Do artists really have to be like everybody else?

i find a large part of success is being able to play head games. the way you talk, handle people’s little manuveurs and what not is probably more important than how well you can do your art. people want to feel comfortable with you since they’re puting their money on you.
but this homogenization by the corporate culture bothers me. do we really expect an artist to talk like a businessman? would an artiste type person even have the vocab to pull it off, not to mention the emotional cool?
people seem to have forgotten what the real artists of the past century were like; reclusive, almost unitelligiable when explaining what they did, subject to emotional outbursts, hysteria, and depression.
lao dz said that the closer to the truth we get, the less we can explain it. but our western corporate culture wants us to be articulate, dynamic, etc.i would take a person being unable to express him self in words about his art as indication that this person is probably the geniune article, an artist. of course art is a subjective word nowadays. we don’t pay for pure creativity, we pay for what suits our needs (ad music, commerical art, etc)
one of my students told me that as a person exercises artistic skills, his/her speech ability diminishes. artists become frustrated becuase they CANNOT function on both levels, that of being articulate, level emotioned and being emotionally expressive.
fuck this thread. somebody take over for me here.

Leave away away the “reclusive” and you got your average Westerner in Taiwan. :smiley: Uhm no, actually I wanted to say that many of the “real artists” were also poor, so, if you want to be a weirdo/genious and do some “real art” then just do it, but don’t expect to become rich and respected in your lifetime.

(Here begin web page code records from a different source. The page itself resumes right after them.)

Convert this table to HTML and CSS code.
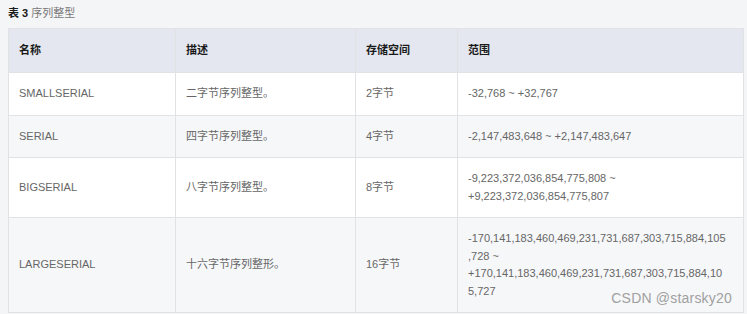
FILE: index.html
```html
<!DOCTYPE html>
<html lang="zh">
<head>
<meta charset="utf-8">
<link rel="stylesheet" href="styles.css">
</head>
<body>
<div class="page">
  <div class="caption"><b>表 3</b> 序列整型</div>
  <table class="tbl">
    <colgroup>
      <col class="c1"><col class="c2"><col class="c3"><col class="c4">
    </colgroup>
    <thead>
      <tr><th>名称</th><th>描述</th><th>存储空间</th><th>范围</th></tr>
    </thead>
    <tbody>
      <tr><td>SMALLSERIAL</td><td>二字节序列整型。</td><td>2字节</td><td class="rng">-32,768 ~ +32,767</td></tr>
      <tr class="alt"><td>SERIAL</td><td>四字节序列整型。</td><td>4字节</td><td class="rng">-2,147,483,648 ~ +2,147,483,647</td></tr>
      <tr><td>BIGSERIAL</td><td>八字节序列整型。</td><td>8字节</td><td class="rng">-9,223,372,036,854,775,808 ~ +9,223,372,036,854,775,807</td></tr>
      <tr class="alt"><td>LARGESERIAL</td><td>十六字节序列整形。</td><td>16字节</td><td class="rng">-170,141,183,460,469,231,731,687,303,715,884,105,728 ~ +170,141,183,460,469,231,731,687,303,715,884,105,727</td></tr>
    </tbody>
  </table>
  <div class="watermark">CSDN @starsky20</div>
</div>
</body>
</html>
```
FILE: styles.css
```css
html, body {
  margin: 0;
  padding: 0;
  background: #f4f5f7;
}
body {
  font-family: "Liberation Sans", Arial, "Noto Sans CJK SC", sans-serif;
  font-size: 11px;
  color: #666;
}
.page {
  position: relative;
  width: 747px;
  height: 314px;
  padding: 0 8px;
  box-sizing: border-box;
}
.caption {
  height: 28px;
  line-height: 26px;
  color: #777;
  font-size: 11px;
}
.caption b {
  color: #1a1a1a;
  font-weight: bold;
}
.tbl {
  border-collapse: collapse;
  table-layout: fixed;
  width: 735px;
  background: #fff;
}
.c1 { width: 167px; }
.c2 { width: 180px; }
.c3 { width: 102px; }
.c4 { width: 286px; }
.tbl th, .tbl td {
  border: 1px solid #e1e2e6;
  text-align: left;
  vertical-align: middle;
  padding: 12px 10px;
  line-height: 17.5px;
}
.tbl th {
  background: #e4e7ef;
  color: #1a1a1a;
  font-weight: bold;
  height: 44px;
  box-sizing: border-box;
  padding: 0 10px;
}
.tbl td {
  color: #666;
}
.tbl tr.alt td {
  background: #f6f7f9;
}
.tbl td.rng {
  overflow-wrap: break-word;
  padding-right: 16px;
}
.watermark {
  position: absolute;
  right: 15px;
  bottom: 8px;
  font-size: 14px;
  color: #a0a0a0;
  letter-spacing: 0.2px;
}
```
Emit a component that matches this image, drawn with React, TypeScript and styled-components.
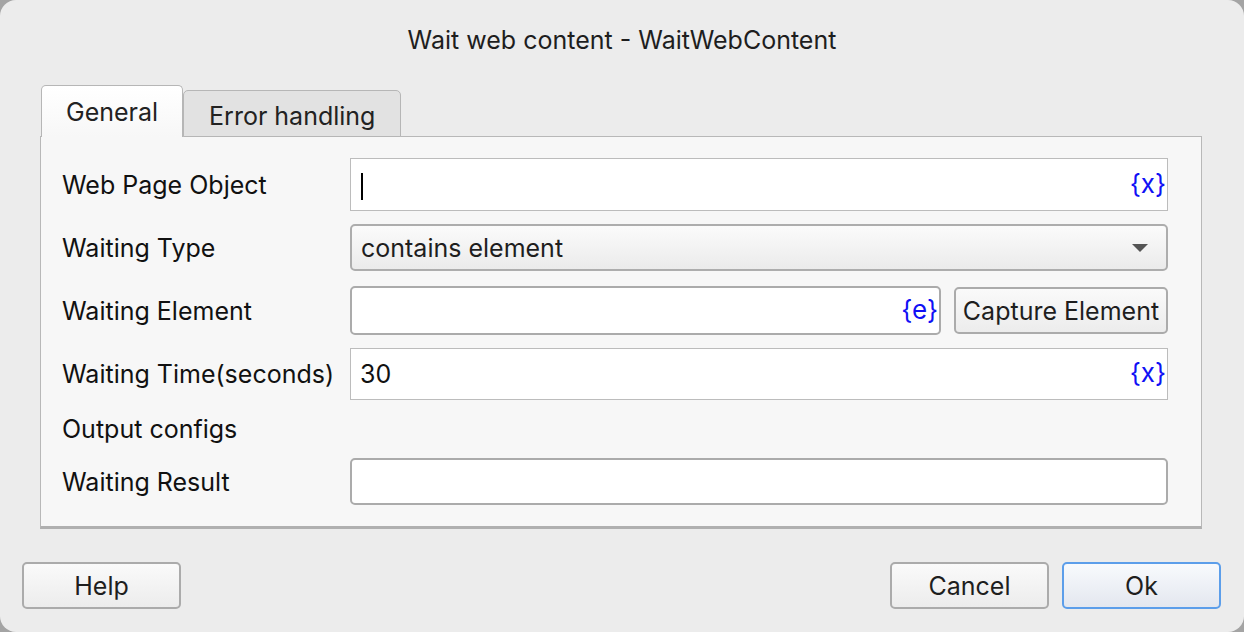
import styled, { createGlobalStyle } from "styled-components";

const Global = createGlobalStyle`
  html, body {
    margin: 0;
    padding: 0;
    background: #a4a4a4;
  }
  body {
    font-family: Inter, "Noto Sans", "Liberation Sans", sans-serif;
    color: #1c1c1c;
  }
`;

const Window = styled.div`
  width: 1244px;
  height: 632px;
  box-sizing: border-box;
  background: #ececec;
  border-radius: 16px;
  display: flex;
  flex-direction: column;
  overflow: hidden;
`;

const Title = styled.div`
  height: 85px;
  padding-top: 23px;
  box-sizing: border-box;
  text-align: center;
  font-size: 25px;
  line-height: 34px;
  color: #1e1e1e;
`;

const Body = styled.div`
  margin: 0 42px 0 40px;
  display: flex;
  flex-direction: column;
`;

const TabBar = styled.div`
  display: flex;
  align-items: flex-end;
  height: 51px;
  margin-left: 1px;
`;

const Tab = styled.div<{ active?: boolean }>`
  box-sizing: border-box;
  height: ${({ active }) => (active ? "52px" : "47px")};
  padding: 0 ${({ active }) => (active ? "24px" : "25px")};
  margin-bottom: -1px;
  border: 1.5px solid #b6b6b6;
  border-bottom: ${({ active }) => (active ? "none" : "1.5px solid #b6b6b6")};
  border-radius: 5px 5px 0 0;
  background: ${({ active }) =>
    active ? "linear-gradient(#ffffff, #f7f7f7)" : "#e2e2e2"};
  font-size: 25px;
  display: flex;
  align-items: center;
  padding-top: ${({ active }) => (active ? "0" : "4px")};
  position: relative;
  z-index: ${({ active }) => (active ? 2 : 1)};
  color: #222;
`;

const Pane = styled.div`
  box-sizing: border-box;
  height: 393px;
  background: #f7f7f7;
  border: 1.5px solid #b8b8b8;
  border-bottom: 3px solid #b0b0b0;
  padding: 21px 33px 0 21px;
  display: flex;
  flex-direction: column;
  gap: 13px;
`;

const Row = styled.div<{ h: number; gapTop?: number }>`
  display: grid;
  grid-template-columns: 288px 1fr;
  align-items: center;
  height: ${({ h }) => h}px;
  margin-top: ${({ gapTop }) => gapTop ?? 0}px;
`;

const Label = styled.div`
  font-size: 25px;
  color: #111;
  white-space: nowrap;
`;

const Field = styled.div<{ rounded?: boolean }>`
  box-sizing: border-box;
  height: 100%;
  background: #fff;
  border: ${({ rounded }) =>
    rounded ? "2px solid #ababab" : "1.5px solid #bcbcbc"};
  border-radius: ${({ rounded }) => (rounded ? "5px" : "0")};
  display: flex;
  align-items: center;
  padding: 0 1px 0 9px;
  font-size: 25px;
  color: #111;
`;

const FieldText = styled.span`
  flex: 1;
`;

const Caret = styled.span`
  display: inline-block;
  width: 2px;
  height: 27px;
  background: #000;
  margin-left: 1px;
  vertical-align: middle;
`;

const VarTag = styled.span`
  color: #1010f5;
  font-size: 26px;
  padding-bottom: 3px;
`;

const Select = styled.div`
  box-sizing: border-box;
  height: 100%;
  border: 2px solid #adadad;
  border-radius: 5px;
  background: linear-gradient(#fbfbfb, #ebebeb);
  display: flex;
  align-items: center;
  padding: 0 18px 0 9px;
  font-size: 25px;
  color: #1e1e1e;
`;

const Arrow = styled.span`
  width: 0;
  height: 0;
  border-left: 8px solid transparent;
  border-right: 8px solid transparent;
  border-top: 8px solid #555;
`;

const Split = styled.div`
  display: flex;
  gap: 13px;
  height: 100%;
  align-items: center;
`;

const PushButton = styled.button<{ primary?: boolean; w?: number; h?: number }>`
  box-sizing: border-box;
  width: ${({ w }) => (w ? `${w}px` : "auto")};
  height: ${({ h }) => h ?? 47}px;
  padding: 0 4px;
  border: 2px solid ${({ primary }) => (primary ? "#5c9eea" : "#ababab")};
  border-radius: 5px;
  background: ${({ primary }) =>
    primary
      ? "linear-gradient(#f8fafd, #e3e7ef)"
      : "linear-gradient(#fafafa, #ececec)"};
  font-family: inherit;
  font-size: 25px;
  color: #1e1e1e;
  white-space: nowrap;
  flex-shrink: 0;
`;

const Footer = styled.div`
  display: flex;
  align-items: center;
  margin-top: auto;
  padding: 0 23px 23px 22px;
  gap: 13px;
`;

const Spacer = styled.div`
  flex: 1;
`;

export default function App() {
  return (
    <>
      <Global />
      <Window>
        <Title>Wait web content - WaitWebContent</Title>
        <Body>
          <TabBar>
            <Tab active>General</Tab>
            <Tab>Error handling</Tab>
          </TabBar>
          <Pane>
            <Row h={53}>
              <Label>Web Page Object</Label>
              <Field>
                <FieldText>
                  <Caret />
                </FieldText>
                <VarTag>{"{x}"}</VarTag>
              </Field>
            </Row>
            <Row h={47}>
              <Label>Waiting Type</Label>
              <Select>
                <FieldText>contains element</FieldText>
                <Arrow />
              </Select>
            </Row>
            <Row h={49} gapTop={2}>
              <Label>Waiting Element</Label>
              <Split>
                <Field rounded style={{ flex: 1 }}>
                  <FieldText />
                  <VarTag>{"{e}"}</VarTag>
                </Field>
                <PushButton w={214} h={47}>
                  Capture Element
                </PushButton>
              </Split>
            </Row>
            <Row h={52}>
              <Label>Waiting Time(seconds)</Label>
              <Field>
                <FieldText>30</FieldText>
                <VarTag>{"{x}"}</VarTag>
              </Field>
            </Row>
            <Row h={32}>
              <Label>Output configs</Label>
            </Row>
            <Row h={47}>
              <Label>Waiting Result</Label>
              <Field rounded>
                <FieldText />
              </Field>
            </Row>
          </Pane>
        </Body>
        <Footer>
          <PushButton w={159}>Help</PushButton>
          <Spacer />
          <PushButton w={159}>Cancel</PushButton>
          <PushButton w={159} primary>
            Ok
          </PushButton>
        </Footer>
      </Window>
    </>
  );
}
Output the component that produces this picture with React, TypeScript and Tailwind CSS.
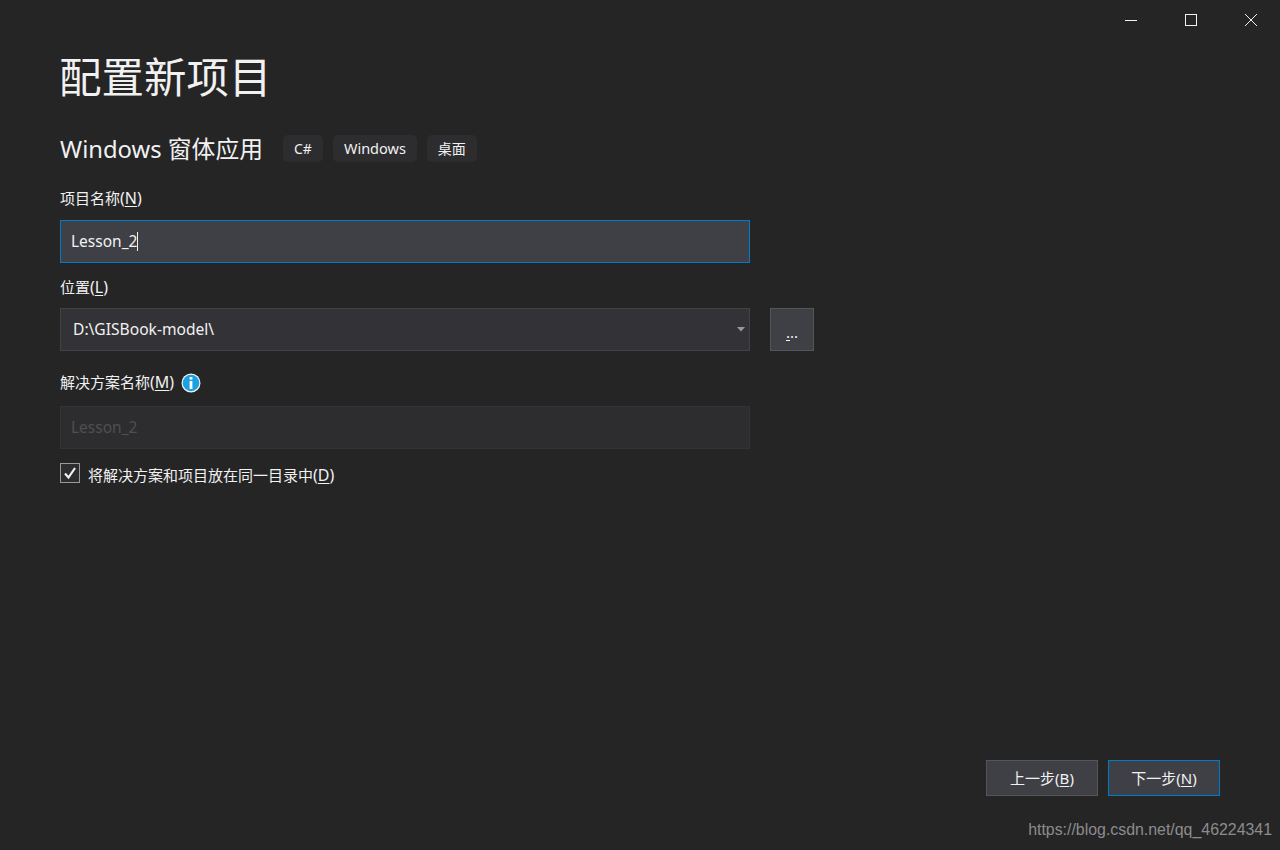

I was about to say the same thing - if you want to draw the parallel to “real artists” of the past, don’t expect to get anywhere until you’re dead.

Sorry ran but I think you are way off here. Great musicians tend to be wonderfully articulate people. Their conversation is usually warm, soulful and nuanced. They speak as though the people listening were artists too. That’s what I have noticed anyway. It is true though they aren’t great at hype.

i’m really concerned about what’s happening in the arts, particularly music.county cultural officials in taiwan talk a lot about culture and art but their idea is having a band get up on stage and do karaoke sing alongs.
i would like to see theater in the parks. yung ho city was stupid about making that freaking coffee shop in ren ai park. they call that culture? how about supporting a theater group on that great stage there? how about having a yung ho musician’s society, or what the fuck ever?
i played that damn coffee shop, only to be told to turn down so people could talk. damn it! i didn’t go there to be a fucking CD player. this is their idea of culture.
by the way, i was never asked back. i wonder what they’ve got playing there, cause i can’t imagine any musician wanting to play for them.